Challenge. From the entries below, gather every line containing the string "with".

Data lines.
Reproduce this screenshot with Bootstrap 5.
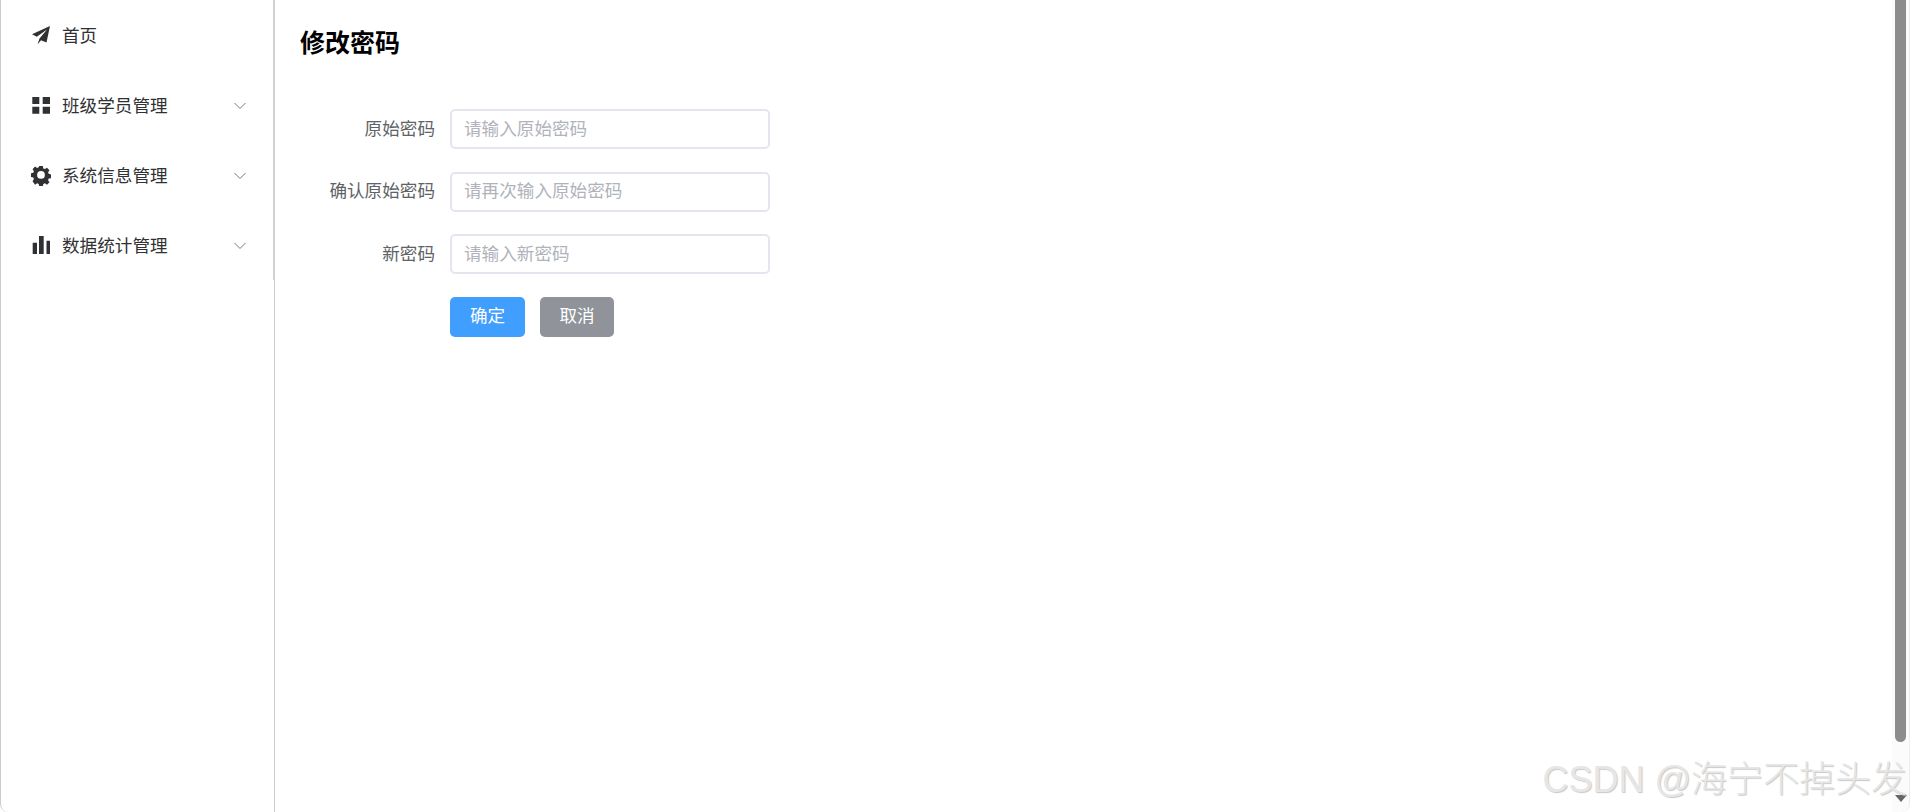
---
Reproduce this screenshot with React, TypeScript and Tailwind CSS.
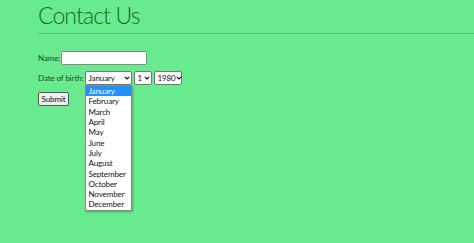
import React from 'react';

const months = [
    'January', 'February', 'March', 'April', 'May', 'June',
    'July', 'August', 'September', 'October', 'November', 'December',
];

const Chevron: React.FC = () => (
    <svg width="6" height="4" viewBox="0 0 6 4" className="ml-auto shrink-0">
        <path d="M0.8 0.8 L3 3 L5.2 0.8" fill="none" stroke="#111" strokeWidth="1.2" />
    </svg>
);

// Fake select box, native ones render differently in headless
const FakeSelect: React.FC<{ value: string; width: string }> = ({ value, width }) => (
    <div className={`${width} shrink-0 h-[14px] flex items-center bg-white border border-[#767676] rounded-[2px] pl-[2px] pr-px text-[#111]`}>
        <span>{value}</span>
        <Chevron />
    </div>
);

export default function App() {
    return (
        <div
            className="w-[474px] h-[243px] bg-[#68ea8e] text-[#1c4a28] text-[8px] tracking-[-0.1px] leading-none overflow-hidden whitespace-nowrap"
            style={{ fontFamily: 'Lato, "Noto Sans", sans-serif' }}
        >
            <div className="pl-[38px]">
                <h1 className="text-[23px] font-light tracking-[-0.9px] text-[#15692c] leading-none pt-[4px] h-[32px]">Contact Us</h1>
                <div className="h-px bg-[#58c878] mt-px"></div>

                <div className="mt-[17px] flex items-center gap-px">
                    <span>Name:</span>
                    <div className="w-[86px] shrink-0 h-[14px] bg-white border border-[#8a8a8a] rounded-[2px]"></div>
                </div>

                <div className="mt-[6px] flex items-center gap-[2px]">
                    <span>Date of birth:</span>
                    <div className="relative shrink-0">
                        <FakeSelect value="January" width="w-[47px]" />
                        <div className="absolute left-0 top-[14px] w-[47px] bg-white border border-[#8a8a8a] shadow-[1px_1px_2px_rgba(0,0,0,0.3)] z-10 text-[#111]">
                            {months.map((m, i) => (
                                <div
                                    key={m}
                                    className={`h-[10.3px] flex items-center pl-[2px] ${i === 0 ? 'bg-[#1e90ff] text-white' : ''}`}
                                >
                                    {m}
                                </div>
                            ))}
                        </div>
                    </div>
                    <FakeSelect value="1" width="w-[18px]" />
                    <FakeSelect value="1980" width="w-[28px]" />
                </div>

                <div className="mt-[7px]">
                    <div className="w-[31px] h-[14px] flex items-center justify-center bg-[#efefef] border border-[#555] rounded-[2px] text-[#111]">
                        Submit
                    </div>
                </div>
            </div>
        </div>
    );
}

The response.
Reproduce this screenshot with Bootstrap 5.
Reproduce this screenshot with React, TypeScript and Tailwind CSS.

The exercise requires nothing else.